I’m not sure how to best convey this message to those who have consolidated their regret, remorse and perhaps guilt at voting/not voting/wasting their vote down into the tiniest possible form of resistance: a safety pin.
You know, the thing you can get in any convenience store? The product that’s never sold in a pack of one, that’s worth close to nothing to purchase?
Yeah. That one.
I don’t need your cheap, low-commitment, ridiculous attempt at showing “solidarity” with myself and people like me. See, here’s the thing: when I’m out and about in the real world – you know, the one off of social media, the one where a demagogue is quite literally assembling an administration that rivals history’s most horrific leaders – I’m focused on not just surviving. I’m focused on thriving.
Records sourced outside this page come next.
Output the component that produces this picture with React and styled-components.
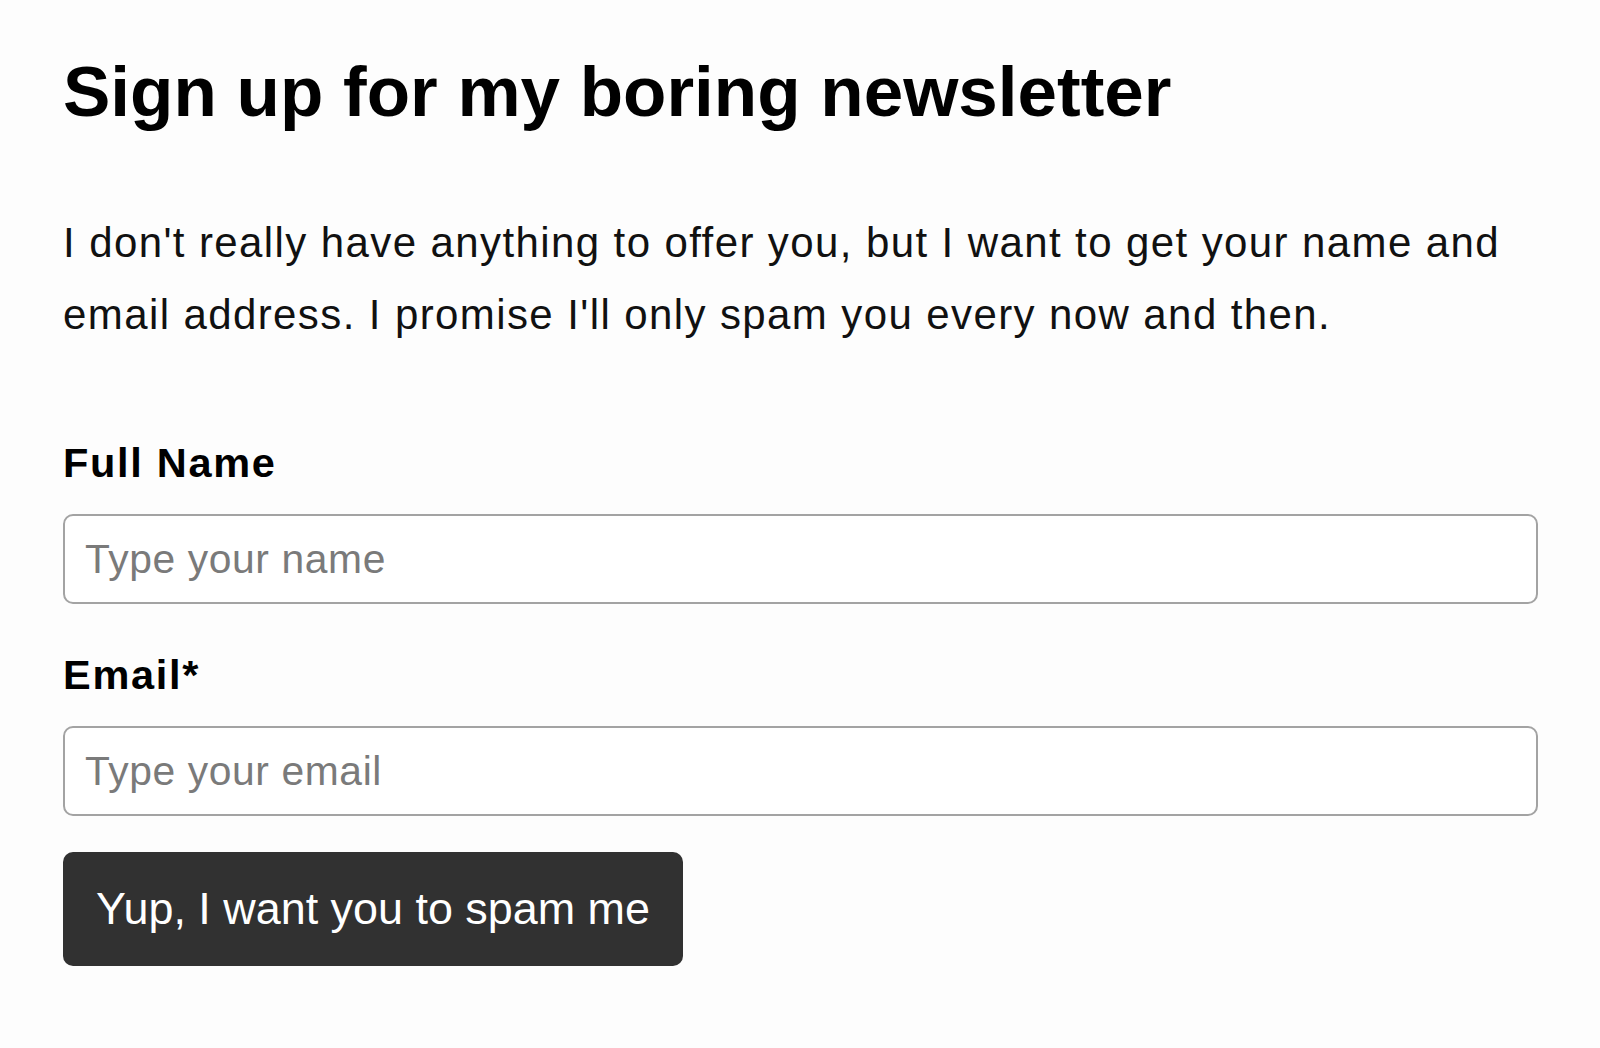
import React from "react";
import styled, { createGlobalStyle } from "styled-components";

const GlobalStyle = createGlobalStyle`
  html, body {
    margin: 0;
    padding: 0;
    background: #fdfdfd;
  }
  body {
    font-family: "Liberation Sans", Arial, Helvetica, sans-serif;
    color: #111;
  }
`;

const Page = styled.main`
  padding: 49px 62px 60px 63px;
`;

const Title = styled.h1`
  margin: 0;
  font-size: 71px;
  line-height: 1.2;
  font-weight: 700;
  color: #000;
`;

const Intro = styled.p`
  margin: 73px 0 0;
  font-size: 42px;
  line-height: 71.4px;
  letter-spacing: 1.4px;
  color: #111;
`;

const Form = styled.form`
  display: flex;
  flex-direction: column;
  align-items: flex-start;
  margin-top: 88px;
`;

const Field = styled.div`
  display: flex;
  flex-direction: column;
  gap: 27px;
  width: 100%;
  margin-bottom: ${(p) => p.$after}px;
`;

const Label = styled.label`
  font-size: 41.5px;
  line-height: 49px;
  font-weight: 700;
  letter-spacing: 1.7px;
  color: #000;
`;

const Input = styled.input`
  box-sizing: border-box;
  width: 100%;
  height: 90px;
  margin: 0;
  padding: 0 20px;
  border: 2px solid #a3a3a3;
  border-radius: 10px;
  background: #fff;
  font-family: inherit;
  font-size: 40.8px;
  letter-spacing: 0.6px;
  color: #111;
  outline: none;

  &::placeholder {
    color: #7a7a7a;
  }
`;

const Button = styled.button`
  height: 114px;
  padding: 0 33px;
  border: none;
  border-radius: 10px;
  background: #313131;
  color: #fff;
  font-family: inherit;
  font-size: 44.9px;
  line-height: 1;
  cursor: pointer;
`;

export default function App() {
  return (
    <>
      <GlobalStyle />
      <Page>
        <Title>Sign up for my boring newsletter</Title>
        <Intro>
          I don't really have anything to offer you, but I want to get your name and
          email address. I promise I'll only spam you every now and then.
        </Intro>
        <Form onSubmit={(e) => e.preventDefault()}>
          <Field $after={46}>
            <Label htmlFor="name">Full Name</Label>
            <Input id="name" type="text" placeholder="Type your name" />
          </Field>
          <Field $after={36}>
            <Label htmlFor="email">Email*</Label>
            <Input id="email" type="email" placeholder="Type your email" />
          </Field>
          <Button type="submit">Yup, I want you to spam me</Button>
        </Form>
      </Page>
    </>
  );
}
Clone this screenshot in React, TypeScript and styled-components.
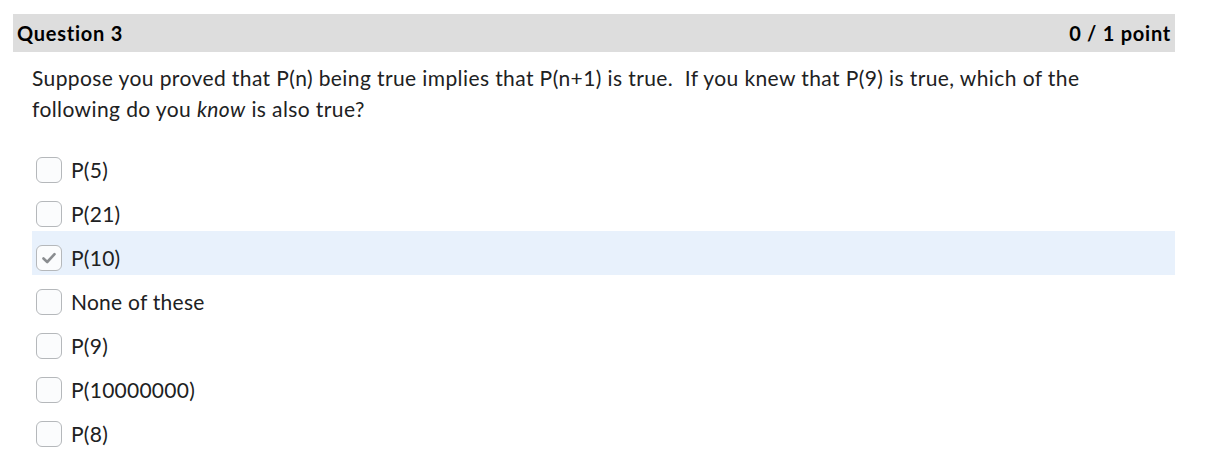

And I have learned, time and again, that those who say that they’re on my side during an instance of assault, harassment, or taunting only come out and say it after the hate incident finishes.
See, I’ve been here in the United States since I was six years old. As a teenager, I had men harangue me on buses and trains, and had to swallow my fear and stand up for myself because the people around us in those packed buses and trains all seemed to be busy during the harassment.
I know people whose scarves have been ripped off publicly, and nobody in their vicinity did or said anything. My friends have been stalked and harassed in person and online for their faith, and nothing was done.
This past summer, I was attacked by thousands of alt-right evangelicals, and I was told by officials sworn to protect the public that “everyone dies” when I showed them the death threats.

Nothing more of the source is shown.